## The request
Output the entries verbatim, including every line.
+ + + +
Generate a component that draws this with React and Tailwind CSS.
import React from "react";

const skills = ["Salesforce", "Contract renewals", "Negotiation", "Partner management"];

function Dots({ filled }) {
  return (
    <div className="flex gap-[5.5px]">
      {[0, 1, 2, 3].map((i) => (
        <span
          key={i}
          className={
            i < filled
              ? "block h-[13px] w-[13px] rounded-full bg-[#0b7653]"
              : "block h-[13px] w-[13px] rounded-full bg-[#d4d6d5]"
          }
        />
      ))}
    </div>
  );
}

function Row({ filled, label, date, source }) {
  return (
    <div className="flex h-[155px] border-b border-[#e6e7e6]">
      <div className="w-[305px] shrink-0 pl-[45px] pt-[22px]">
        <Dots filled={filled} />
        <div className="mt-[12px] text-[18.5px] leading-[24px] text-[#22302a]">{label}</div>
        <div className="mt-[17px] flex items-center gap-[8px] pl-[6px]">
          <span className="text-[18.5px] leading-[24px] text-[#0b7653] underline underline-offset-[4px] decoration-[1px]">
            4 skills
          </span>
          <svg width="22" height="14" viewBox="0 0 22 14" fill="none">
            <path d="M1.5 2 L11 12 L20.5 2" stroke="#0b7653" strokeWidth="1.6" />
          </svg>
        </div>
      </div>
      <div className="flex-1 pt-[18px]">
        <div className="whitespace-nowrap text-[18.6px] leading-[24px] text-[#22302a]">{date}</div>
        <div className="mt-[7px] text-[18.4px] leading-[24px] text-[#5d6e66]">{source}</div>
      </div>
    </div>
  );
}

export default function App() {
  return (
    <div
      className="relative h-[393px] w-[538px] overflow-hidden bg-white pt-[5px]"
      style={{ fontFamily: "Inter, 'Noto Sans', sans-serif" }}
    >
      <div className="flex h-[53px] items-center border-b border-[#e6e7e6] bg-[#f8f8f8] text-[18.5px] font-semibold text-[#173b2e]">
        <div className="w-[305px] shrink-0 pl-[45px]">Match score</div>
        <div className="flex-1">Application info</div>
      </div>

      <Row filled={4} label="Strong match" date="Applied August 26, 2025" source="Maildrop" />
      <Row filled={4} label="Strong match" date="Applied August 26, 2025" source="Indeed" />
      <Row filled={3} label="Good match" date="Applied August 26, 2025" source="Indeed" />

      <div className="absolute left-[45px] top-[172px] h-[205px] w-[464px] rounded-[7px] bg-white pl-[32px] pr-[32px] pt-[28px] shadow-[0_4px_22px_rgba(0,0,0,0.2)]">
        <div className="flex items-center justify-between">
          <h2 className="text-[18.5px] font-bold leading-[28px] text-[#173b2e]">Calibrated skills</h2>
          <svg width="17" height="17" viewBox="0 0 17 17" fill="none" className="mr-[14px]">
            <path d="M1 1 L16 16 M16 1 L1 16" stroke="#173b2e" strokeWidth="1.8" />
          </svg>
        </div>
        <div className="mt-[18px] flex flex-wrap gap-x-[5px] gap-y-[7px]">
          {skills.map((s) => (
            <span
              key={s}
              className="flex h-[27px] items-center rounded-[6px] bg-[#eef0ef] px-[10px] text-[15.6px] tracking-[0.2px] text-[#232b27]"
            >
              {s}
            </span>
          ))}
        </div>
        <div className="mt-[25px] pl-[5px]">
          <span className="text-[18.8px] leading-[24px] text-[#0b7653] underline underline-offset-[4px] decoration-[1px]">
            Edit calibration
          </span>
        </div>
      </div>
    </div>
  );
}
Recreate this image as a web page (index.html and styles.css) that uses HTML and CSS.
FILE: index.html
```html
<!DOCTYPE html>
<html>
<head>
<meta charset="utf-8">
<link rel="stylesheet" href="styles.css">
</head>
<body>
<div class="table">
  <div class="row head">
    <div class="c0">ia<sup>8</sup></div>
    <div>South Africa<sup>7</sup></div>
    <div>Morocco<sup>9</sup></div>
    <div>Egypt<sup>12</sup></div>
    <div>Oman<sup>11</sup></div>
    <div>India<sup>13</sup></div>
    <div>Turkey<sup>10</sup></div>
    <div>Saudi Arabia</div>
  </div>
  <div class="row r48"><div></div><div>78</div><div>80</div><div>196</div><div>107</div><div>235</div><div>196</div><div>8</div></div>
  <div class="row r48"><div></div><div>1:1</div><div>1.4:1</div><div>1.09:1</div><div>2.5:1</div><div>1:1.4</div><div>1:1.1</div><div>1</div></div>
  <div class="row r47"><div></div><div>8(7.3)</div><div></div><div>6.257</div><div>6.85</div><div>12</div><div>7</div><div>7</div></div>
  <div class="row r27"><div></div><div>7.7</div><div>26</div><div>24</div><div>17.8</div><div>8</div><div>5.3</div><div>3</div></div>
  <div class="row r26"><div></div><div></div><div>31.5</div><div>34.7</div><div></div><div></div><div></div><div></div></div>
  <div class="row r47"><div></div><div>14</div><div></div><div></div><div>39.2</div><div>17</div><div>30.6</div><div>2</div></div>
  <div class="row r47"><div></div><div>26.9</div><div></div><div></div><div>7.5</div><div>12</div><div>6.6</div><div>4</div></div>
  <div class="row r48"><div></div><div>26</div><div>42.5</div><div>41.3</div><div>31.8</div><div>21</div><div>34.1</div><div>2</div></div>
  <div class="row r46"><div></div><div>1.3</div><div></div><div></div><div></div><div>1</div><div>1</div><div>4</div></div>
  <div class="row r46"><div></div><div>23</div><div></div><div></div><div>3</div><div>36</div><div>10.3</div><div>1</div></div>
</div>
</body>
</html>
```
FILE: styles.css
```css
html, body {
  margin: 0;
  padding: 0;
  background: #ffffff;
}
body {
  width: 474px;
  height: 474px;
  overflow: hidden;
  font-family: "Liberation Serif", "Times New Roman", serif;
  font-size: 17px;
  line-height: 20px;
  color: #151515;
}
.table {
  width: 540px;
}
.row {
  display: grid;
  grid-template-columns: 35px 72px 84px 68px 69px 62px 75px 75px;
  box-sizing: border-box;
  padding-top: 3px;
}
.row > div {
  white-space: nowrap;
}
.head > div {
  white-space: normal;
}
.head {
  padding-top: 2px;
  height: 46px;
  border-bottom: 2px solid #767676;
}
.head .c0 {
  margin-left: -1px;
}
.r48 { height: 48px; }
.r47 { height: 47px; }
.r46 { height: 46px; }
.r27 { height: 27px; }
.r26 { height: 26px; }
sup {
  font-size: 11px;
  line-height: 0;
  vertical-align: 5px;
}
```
+ + + +
## Solution
Generate a component that draws this with React and Tailwind CSS.
import React from "react";

const skills = ["Salesforce", "Contract renewals", "Negotiation", "Partner management"];

function Dots({ filled }) {
  return (
    <div className="flex gap-[5.5px]">
      {[0, 1, 2, 3].map((i) => (
        <span
          key={i}
          className={
            i < filled
              ? "block h-[13px] w-[13px] rounded-full bg-[#0b7653]"
              : "block h-[13px] w-[13px] rounded-full bg-[#d4d6d5]"
          }
        />
      ))}
    </div>
  );
}

function Row({ filled, label, date, source }) {
  return (
    <div className="flex h-[155px] border-b border-[#e6e7e6]">
      <div className="w-[305px] shrink-0 pl-[45px] pt-[22px]">
        <Dots filled={filled} />
        <div className="mt-[12px] text-[18.5px] leading-[24px] text-[#22302a]">{label}</div>
        <div className="mt-[17px] flex items-center gap-[8px] pl-[6px]">
          <span className="text-[18.5px] leading-[24px] text-[#0b7653] underline underline-offset-[4px] decoration-[1px]">
            4 skills
          </span>
          <svg width="22" height="14" viewBox="0 0 22 14" fill="none">
            <path d="M1.5 2 L11 12 L20.5 2" stroke="#0b7653" strokeWidth="1.6" />
          </svg>
        </div>
      </div>
      <div className="flex-1 pt-[18px]">
        <div className="whitespace-nowrap text-[18.6px] leading-[24px] text-[#22302a]">{date}</div>
        <div className="mt-[7px] text-[18.4px] leading-[24px] text-[#5d6e66]">{source}</div>
      </div>
    </div>
  );
}

export default function App() {
  return (
    <div
      className="relative h-[393px] w-[538px] overflow-hidden bg-white pt-[5px]"
      style={{ fontFamily: "Inter, 'Noto Sans', sans-serif" }}
    >
      <div className="flex h-[53px] items-center border-b border-[#e6e7e6] bg-[#f8f8f8] text-[18.5px] font-semibold text-[#173b2e]">
        <div className="w-[305px] shrink-0 pl-[45px]">Match score</div>
        <div className="flex-1">Application info</div>
      </div>

      <Row filled={4} label="Strong match" date="Applied August 26, 2025" source="Maildrop" />
      <Row filled={4} label="Strong match" date="Applied August 26, 2025" source="Indeed" />
      <Row filled={3} label="Good match" date="Applied August 26, 2025" source="Indeed" />

      <div className="absolute left-[45px] top-[172px] h-[205px] w-[464px] rounded-[7px] bg-white pl-[32px] pr-[32px] pt-[28px] shadow-[0_4px_22px_rgba(0,0,0,0.2)]">
        <div className="flex items-center justify-between">
          <h2 className="text-[18.5px] font-bold leading-[28px] text-[#173b2e]">Calibrated skills</h2>
          <svg width="17" height="17" viewBox="0 0 17 17" fill="none" className="mr-[14px]">
            <path d="M1 1 L16 16 M16 1 L1 16" stroke="#173b2e" strokeWidth="1.8" />
          </svg>
        </div>
        <div className="mt-[18px] flex flex-wrap gap-x-[5px] gap-y-[7px]">
          {skills.map((s) => (
            <span
              key={s}
              className="flex h-[27px] items-center rounded-[6px] bg-[#eef0ef] px-[10px] text-[15.6px] tracking-[0.2px] text-[#232b27]"
            >
              {s}
            </span>
          ))}
        </div>
        <div className="mt-[25px] pl-[5px]">
          <span className="text-[18.8px] leading-[24px] text-[#0b7653] underline underline-offset-[4px] decoration-[1px]">
            Edit calibration
          </span>
        </div>
      </div>
    </div>
  );
}
Recreate this image as a web page (index.html and styles.css) that uses HTML and CSS.
FILE: index.html
```html
<!DOCTYPE html>
<html>
<head>
<meta charset="utf-8">
<link rel="stylesheet" href="styles.css">
</head>
<body>
<div class="table">
  <div class="row head">
    <div class="c0">ia<sup>8</sup></div>
    <div>South Africa<sup>7</sup></div>
    <div>Morocco<sup>9</sup></div>
    <div>Egypt<sup>12</sup></div>
    <div>Oman<sup>11</sup></div>
    <div>India<sup>13</sup></div>
    <div>Turkey<sup>10</sup></div>
    <div>Saudi Arabia</div>
  </div>
  <div class="row r48"><div></div><div>78</div><div>80</div><div>196</div><div>107</div><div>235</div><div>196</div><div>8</div></div>
  <div class="row r48"><div></div><div>1:1</div><div>1.4:1</div><div>1.09:1</div><div>2.5:1</div><div>1:1.4</div><div>1:1.1</div><div>1</div></div>
  <div class="row r47"><div></div><div>8(7.3)</div><div></div><div>6.257</div><div>6.85</div><div>12</div><div>7</div><div>7</div></div>
  <div class="row r27"><div></div><div>7.7</div><div>26</div><div>24</div><div>17.8</div><div>8</div><div>5.3</div><div>3</div></div>
  <div class="row r26"><div></div><div></div><div>31.5</div><div>34.7</div><div></div><div></div><div></div><div></div></div>
  <div class="row r47"><div></div><div>14</div><div></div><div></div><div>39.2</div><div>17</div><div>30.6</div><div>2</div></div>
  <div class="row r47"><div></div><div>26.9</div><div></div><div></div><div>7.5</div><div>12</div><div>6.6</div><div>4</div></div>
  <div class="row r48"><div></div><div>26</div><div>42.5</div><div>41.3</div><div>31.8</div><div>21</div><div>34.1</div><div>2</div></div>
  <div class="row r46"><div></div><div>1.3</div><div></div><div></div><div></div><div>1</div><div>1</div><div>4</div></div>
  <div class="row r46"><div></div><div>23</div><div></div><div></div><div>3</div><div>36</div><div>10.3</div><div>1</div></div>
</div>
</body>
</html>
```
FILE: styles.css
```css
html, body {
  margin: 0;
  padding: 0;
  background: #ffffff;
}
body {
  width: 474px;
  height: 474px;
  overflow: hidden;
  font-family: "Liberation Serif", "Times New Roman", serif;
  font-size: 17px;
  line-height: 20px;
  color: #151515;
}
.table {
  width: 540px;
}
.row {
  display: grid;
  grid-template-columns: 35px 72px 84px 68px 69px 62px 75px 75px;
  box-sizing: border-box;
  padding-top: 3px;
}
.row > div {
  white-space: nowrap;
}
.head > div {
  white-space: normal;
}
.head {
  padding-top: 2px;
  height: 46px;
  border-bottom: 2px solid #767676;
}
.head .c0 {
  margin-left: -1px;
}
.r48 { height: 48px; }
.r47 { height: 47px; }
.r46 { height: 46px; }
.r27 { height: 27px; }
.r26 { height: 26px; }
sup {
  font-size: 11px;
  line-height: 0;
  vertical-align: 5px;
}
```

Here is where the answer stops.